A lot of artists are finding that the process of painting on an actual deck is has kind of liberated them from other mediums and kind of transformed their art and they really like that curved surface. Kamagraph also takes people to the Santa Fe Opera and Chamber Music Festivals. Kids that normally would not get a chance to ever go there and those organizations have donated their tickets and time to get kids into these shows. They’re seeing something different and we’re just kind of changing a little bit of how they see the world. We also take them to restaurants and have chef’s teach them how to make a certain food item that’s simple and inexpensive, but damn good!
I’m having fun and I have good friends like Nick Colavecchio who loves to skate all the time with me and Percy Stith who skates all the time with me and we take our kids skating.
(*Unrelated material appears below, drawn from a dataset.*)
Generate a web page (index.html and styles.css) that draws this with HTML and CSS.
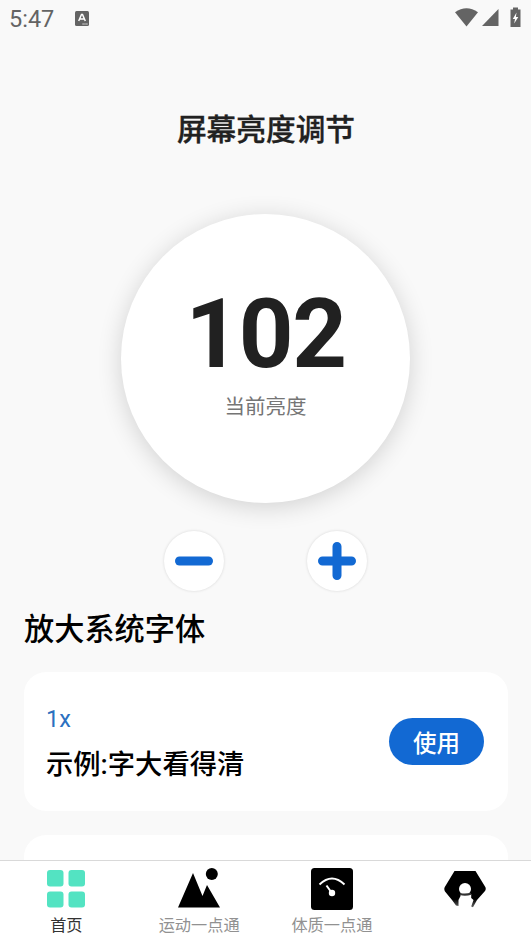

We can make a difference with the skateboard community and I don’t know anybody really doing this.I think if we do this right we can encourage other companies to do the same and that’s what Kamagraph’s about, making a difference. We call it Skate-Art-Culture. It’s definitely skate and we have skaters that skate like Loveless Johnson IIII and Clay Shank are really great skaters that skate for us. But we have art. We have these artists that come forward like Michael Martinez and some amazing painters that are coming forward and just like “yes! let me do this, let me donate this!” The culture part is providing a different culture, like taking them to the park to shoot hoops or taking them to the opera or going to the Chamber Music Festival. I have three kids so I know what’s it like but it needs to be done and we’re doing it here in Santa Fe. Hopefully we can create a good business model that it can be duplicated into other areas like maybe Albuquerque or Las Cruces or Taos or places like that. So that is what Kamagraph is.
About the Artists
I would like to highlight the artists that I work with are pretty amazing and they work night and day no matter if anything sells or not. They pay bills just like any of us. If you are hearing this or reading this check these artists out on the Beals & Co. website, bealsandco.com or @bealsandco on Instagram, Facebook, Tumblr, Twitter we have a Vimeo at vimeo.com/bealsandco and you can see video on them talking. Artists are very important and the reason I do this and they inspire me all the time and I have their back like they have my back. It’s important to have this group of people working towards this common goal and we’re here to share beauty with the viewers, the collectors or the non-collectors that see the art, we want to make an impact that is positive and you’ll see that in all the art shows we do and all the artists we represent. It might have some painful imagery but there is positivity on that and blessed into that. I would just encourage people to take a look at these artists, see what they are doing, follow them on their social media and be inspired. If we can inspire you then great! This world needs art in it and I’m super happy to be part of that and I’m super happy to be a New Mexican and a Santa Fean. I am honored and humbled that Humans of New Mexico wants to talk about me and what I do so I really appreciate that so thank you!